It still exists
We’ve long held the mighty Tribune in high disdain, as a purveyor of middlebrow dullness in every form, whether from its flagship daily, or its WGN television and radio properties. But suddenly, this year, the very existence of the American daily newspaper suddenly came into question so rapidly did their financial fortunes fall, and we didn’t like the idea of a world without newspapers. The Sunday morning ritual we’d discarded engaged us again, not because the paper was better, but because, like shopping at a department store at Christmastime, it connected us to memories and values we hold dear. So for now, we’re just happy to have the Trib and Sun-Times around, and hope they stay. As to the Trib’s redesign: we don’t think much of it.

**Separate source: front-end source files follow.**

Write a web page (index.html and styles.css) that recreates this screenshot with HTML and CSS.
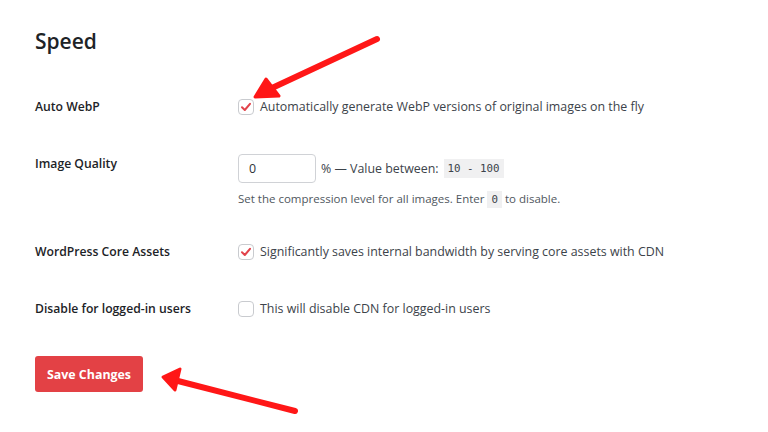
FILE: index.html
```html
<!DOCTYPE html>
<html>
<head>
<meta charset="utf-8">
<link rel="stylesheet" href="styles.css">
</head>
<body>
<div class="page">
  <h2 class="title">Speed</h2>
  <div class="form">
    <div class="row">
      <div class="label">Auto WebP</div>
      <label class="control check-line">
        <span class="box checked"><svg viewBox="0 0 16 16" width="16" height="16"><path d="M4 8.3 L6.8 11 L12 4.8" fill="none" stroke="#e2434b" stroke-width="2" stroke-linecap="round" stroke-linejoin="round"/></svg></span>
        <span>Automatically generate WebP versions of original images on the fly</span>
      </label>
    </div>
    <div class="row row-quality">
      <div class="label">Image Quality</div>
      <div class="control">
        <div class="input-line">
          <div class="input">0</div>
          <span>% — Value between:</span>
          <code class="code">10 - 100</code>
        </div>
        <p class="desc">Set the compression level for all images. Enter <code class="code small">0</code> to disable.</p>
      </div>
    </div>
    <div class="row">
      <div class="label">WordPress Core Assets</div>
      <label class="control check-line">
        <span class="box checked"><svg viewBox="0 0 16 16" width="16" height="16"><path d="M4 8.3 L6.8 11 L12 4.8" fill="none" stroke="#e2434b" stroke-width="2" stroke-linecap="round" stroke-linejoin="round"/></svg></span>
        <span>Significantly saves internal bandwidth by serving core assets with CDN</span>
      </label>
    </div>
    <div class="row">
      <div class="label">Disable for logged-in users</div>
      <label class="control check-line">
        <span class="box"></span>
        <span>This will disable CDN for logged-in users</span>
      </label>
    </div>
  </div>
  <button class="save">Save Changes</button>
</div>
<svg class="arrows" width="768" height="432" viewBox="0 0 768 432">
  <g fill="#ff1717" stroke="#ff1717" stroke-linejoin="round" stroke-linecap="round">
    <line x1="377" y1="39" x2="272" y2="88" stroke-width="6"/>
    <polygon points="255,97 266,79 279,96" stroke-width="3"/>
    <line x1="295" y1="411" x2="178" y2="381" stroke-width="6"/>
    <polygon points="163,377 180,369 175,390" stroke-width="3"/>
  </g>
</svg>
</body>
</html>
```
FILE: styles.css
```css
html, body {
  margin: 0;
  padding: 0;
  background: #ffffff;
}
body {
  font-family: "Open Sans", "Noto Sans", sans-serif;
  color: #3c434a;
  font-size: 12.4px;
  width: 768px;
  height: 432px;
  overflow: hidden;
  position: relative;
}
.page {
  padding: 26px 0 0 35px;
}
.title {
  margin: 0;
  font-size: 21px;
  line-height: 30px;
  font-weight: 600;
  color: #1d2327;
}
.form {
  margin-top: 39px;
  display: flex;
  flex-direction: column;
  gap: 33px;
}
.row {
  display: grid;
  grid-template-columns: 203px 1fr;
  align-items: start;
}
.label {
  font-weight: 600;
  font-size: 12.2px;
  color: #1d2327;
  line-height: 24px;
}
.control {
  line-height: 24px;
}
.check-line {
  display: flex;
  align-items: center;
  gap: 6px;
}
.box {
  width: 14px;
  height: 14px;
  border: 1px solid #c9cbcf;
  border-radius: 4px;
  display: flex;
  align-items: center;
  justify-content: center;
  flex: none;
  background: #fff;
}
.box svg {
  flex: none;
}
.input-line {
  display: flex;
  align-items: center;
  gap: 5px;
  margin-top: 2px;
}
.input {
  width: 66px;
  height: 27px;
  border: 1px solid #d0d2d6;
  border-radius: 4px;
  padding-left: 10px;
  line-height: 27px;
  color: #2c3338;
}
.code {
  font-family: "DejaVu Sans Mono", "Liberation Mono", monospace;
  font-size: 10.8px;
  background: #f0f0f1;
  color: #3c434a;
  padding: 2px 4px;
  line-height: 15px;
}
.code.small {
  padding: 2px 4px;
}
.desc {
  margin: 9px 0 0;
  font-size: 11.5px;
  line-height: 13px;
  color: #50575e;
}
.save {
  margin-top: 35px;
  background: #e34145;
  color: #fff;
  border: 0;
  border-radius: 3px;
  font-family: "Open Sans", "Noto Sans", sans-serif;
  font-weight: 700;
  font-size: 12.4px;
  width: 108px;
  height: 36px;
  padding: 0;
}
.arrows {
  position: absolute;
  left: 0;
  top: 0;
  pointer-events: none;
}
```
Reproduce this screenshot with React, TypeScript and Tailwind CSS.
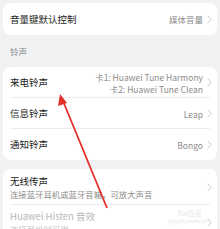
import React from "react";

const font = { fontFamily: '"Noto Sans CJK SC", "Noto Sans", sans-serif' };

function Chevron() {
  return (
    <svg width="5" height="9" viewBox="0 0 5 9" className="shrink-0 ml-[4px]">
      <path d="M0.7 0.7 L4.2 4.5 L0.7 8.3" fill="none" stroke="#c4c4c4" strokeWidth="0.9" />
    </svg>
  );
}

function Row({ title, value, last }: { title: string; value: React.ReactNode; last?: boolean }) {
  return (
    <div className="h-[31px] flex items-center pl-[7px] pr-[5px] relative">
      <span className="text-[9.5px] text-[#1a1a1a] flex-1">{title}</span>
      <div className="text-[8.5px] text-[#8c8c8c] text-right leading-[12px]">{value}</div>
      <Chevron />
      {!last && <div className="absolute left-[7px] right-[7px] bottom-0 h-px bg-[#ededed]" />}
    </div>
  );
}

export default function App() {
  return (
    <div className="w-[220px] h-[229px] bg-[#f1f2f4] overflow-hidden relative px-[3px] pt-[3px]" style={font}>
      <div className="bg-white rounded-[8px] h-[32px] flex items-center pl-[7px] pr-[5px]">
        <span className="text-[9.5px] text-[#1a1a1a] flex-1">音量键默认控制</span>
        <span className="text-[8.5px] text-[#8c8c8c]">媒体音量</span>
        <Chevron />
      </div>

      <div className="h-[32px] flex items-center pl-[7px] text-[8.5px] text-[#8a8a8a]">铃声</div>

      <div className="bg-white rounded-[8px]">
        <Row
          title="来电铃声"
          value={
            <>
              <div>卡1: Huawei Tune Harmony</div>
              <div>卡2: Huawei Tune Clean</div>
            </>
          }
        />
        <Row title="信息铃声" value="Leap" />
        <Row title="通知铃声" value="Bongo" last />
      </div>

      <div className="bg-white rounded-[8px] mt-[9px] h-[80px]">
        <div className="h-[36px] flex items-center pl-[7px] pr-[5px] relative">
          <div className="flex-1">
            <div className="text-[9.5px] text-[#1a1a1a] leading-[13px]">无线传声</div>
            <div className="text-[8.4px] text-[#8c8c8c] leading-[12px]">连接蓝牙耳机或蓝牙音箱，可放大声音</div>
          </div>
          <Chevron />
          <div className="absolute left-[7px] right-[7px] bottom-0 h-px bg-[#ededed]" />
        </div>
        <div className="h-[36px] flex items-start pt-[5px] pl-[7px] pr-[5px] relative">
          <div className="flex-1">
            <div className="text-[9.5px] text-[#b8b8b8] leading-[13px]">Huawei Histen 音效</div>
            <div className="text-[8.4px] text-[#c4c4c4] leading-[12px]">连接耳机时可用</div>
          </div>
          <div className="mt-[8px]">
            <Chevron />
          </div>
        </div>
      </div>

      <div className="absolute left-[168px] top-[210px] text-[#e6e8ec] leading-none flex flex-col items-center">
        <span className="text-[7px]">Bai百度</span>
        <span className="text-[5px] mt-[1px]">jingyan.baidu.com</span>
      </div>

      <svg className="absolute left-0 top-0 pointer-events-none" width="220" height="229" viewBox="0 0 220 229">
        <line x1="107" y1="208" x2="63" y2="101" stroke="#e3302c" strokeWidth="1.8" />
        <polygon points="60,94 58,106 67,103" fill="#e3302c" />
      </svg>
    </div>
  );
}
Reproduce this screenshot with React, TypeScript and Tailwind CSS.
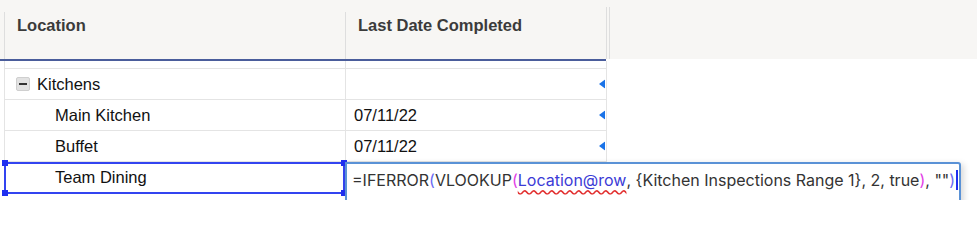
import React from "react";

const cellFont = { fontFamily: '"Liberation Sans", Arial, sans-serif' };

function Tri() {
  return (
    <svg width="6" height="9" viewBox="0 0 6 9" className="absolute right-[1px] top-1/2 -translate-y-1/2">
      <path d="M6 0 L6 9 L0 4.5 Z" fill="#1a73e8" />
    </svg>
  );
}

function Row({ name, date, indent, collapse }: { name: string; date?: string; indent: number; collapse?: boolean }) {
  return (
    <div className="flex h-[31px] border-b border-[#e4e4e4]">
      <div className="w-[341px] border-l border-[#e4e4e4] flex items-center" style={cellFont}>
        <div className="flex items-center" style={{ paddingLeft: indent }}>
          {collapse && (
            <div className="w-[14px] h-[14px] mr-[7px] rounded-[2px] bg-[#e2e2e2] border border-[#cfcfcf] flex items-center justify-center">
              <div className="w-[8px] h-[2px] bg-[#333]" />
            </div>
          )}
          <span className="text-[16.5px] text-[#111]">{name}</span>
        </div>
      </div>
      <div className="relative w-[262px] border-l border-[#e4e4e4] border-r flex items-center pl-[8px]" style={cellFont}>
        {date && <span className="text-[16.5px] text-[#111]">{date}</span>}
        <Tri />
      </div>
    </div>
  );
}

export default function App() {
  return (
    <div className="relative w-[977px] h-[200px] overflow-hidden bg-white">
      {/* header */}
      <div className="flex h-[59px] bg-[#f7f6f4]">
        <div className="w-[4px]" />
        <div className="mt-[12px] w-[341px] border-l border-[#dedede] pl-[12px] pt-[1px]">
          <span className="text-[16.5px] font-bold text-[#3b3b3b] leading-[20px]" style={cellFont}>Location</span>
        </div>
        <div className="mt-[12px] w-[261px] border-l border-[#dedede] pl-[12px] pt-[1px]">
          <span className="text-[16.5px] font-bold text-[#3b3b3b] leading-[20px]" style={cellFont}>Last Date Completed</span>
        </div>
        <div className="mt-[7px] w-[4px] border-l border-r border-[#dedede]" />
      </div>
      <div className="w-[606px] h-[2px] bg-[#4a5d9b]" />
      {/* grid */}
      <div className="ml-[4px] w-[603px]">
        <div className="flex h-[8px] border-b border-[#e4e4e4]">
          <div className="w-[341px] border-l border-[#e4e4e4]" />
          <div className="w-[262px] border-l border-r border-[#e4e4e4]" />
        </div>
        <Row name="Kitchens" indent={11} collapse />
        <Row name="Main Kitchen" date="07/11/22" indent={50} />
        <Row name="Buffet" date="07/11/22" indent={50} />
        <Row name="Team Dining" indent={50} />
      </div>

      {/* selection */}
      <div className="absolute left-[4px] top-[162px] w-[341px] h-[32px] border-2 border-[#3344f0]">
        <div className="absolute -left-[4px] -top-[4px] w-[6px] h-[6px] bg-[#1f2ff0]" />
        <div className="absolute -right-[4px] -top-[4px] w-[6px] h-[6px] bg-[#1f2ff0]" />
        <div className="absolute -left-[4px] -bottom-[4px] w-[6px] h-[6px] bg-[#1f2ff0]" />
        <div className="absolute -right-[4px] -bottom-[4px] w-[6px] h-[6px] bg-[#1f2ff0]" />
      </div>

      {/* formula editor */}
      <div className="absolute left-[345px] top-[162px] w-[616px] h-[60px] border-2 border-[#5a92d6] rounded-tr-[3px] bg-white shadow-[3px_2px_6px_rgba(0,0,0,0.15)] pl-[5px] pt-[5px]">
        <div className="flex items-center whitespace-nowrap text-[16px] leading-[22px] text-[#333]" style={{ fontFamily: "Inter, sans-serif" }}>
          <span>=IFERROR</span>
          <span className="text-[#6a6af2]">(</span>
          <span>VLOOKUP</span>
          <span className="text-[#e23de6]">(</span>
          <span className="text-[#3b3bd6] underline decoration-wavy decoration-[#e23030] underline-offset-[3px]">Location@row</span>
          <span>, {"{"}Kitchen Inspections Range 1{"}"}, 2, true</span>
          <span className="text-[#e23de6]">)</span>
          <span>, ""</span>
          <span className="text-[#6a6af2]">)</span>
          <span className="w-[2px] h-[20px] bg-[#1f2ff0] ml-[1px]" />
        </div>
      </div>
    </div>
  );
}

More of a smokescreen to mask the dramatic cut in the newshole it shepherded in, the hardly revolutionary new graphic design further moved the Tribune into the company of mediocre, mid-sized dailies, the kind you might find in a Denver or a Milwaukee, say, than in the direction we’d have preferred: that is to assert its role as a major voice, a paper of record among the biggest cities in the country, like the New York Times and the LA Times. But the big pictures are nice.
Audience choice
Nothing
Audience Comments: “big ass ads that take up the front of the page: Have they no SHAME!”; “HUGE FUCKING FONTS and pretty pictures instead of all the stupid words”; “less wordage for the less literate.”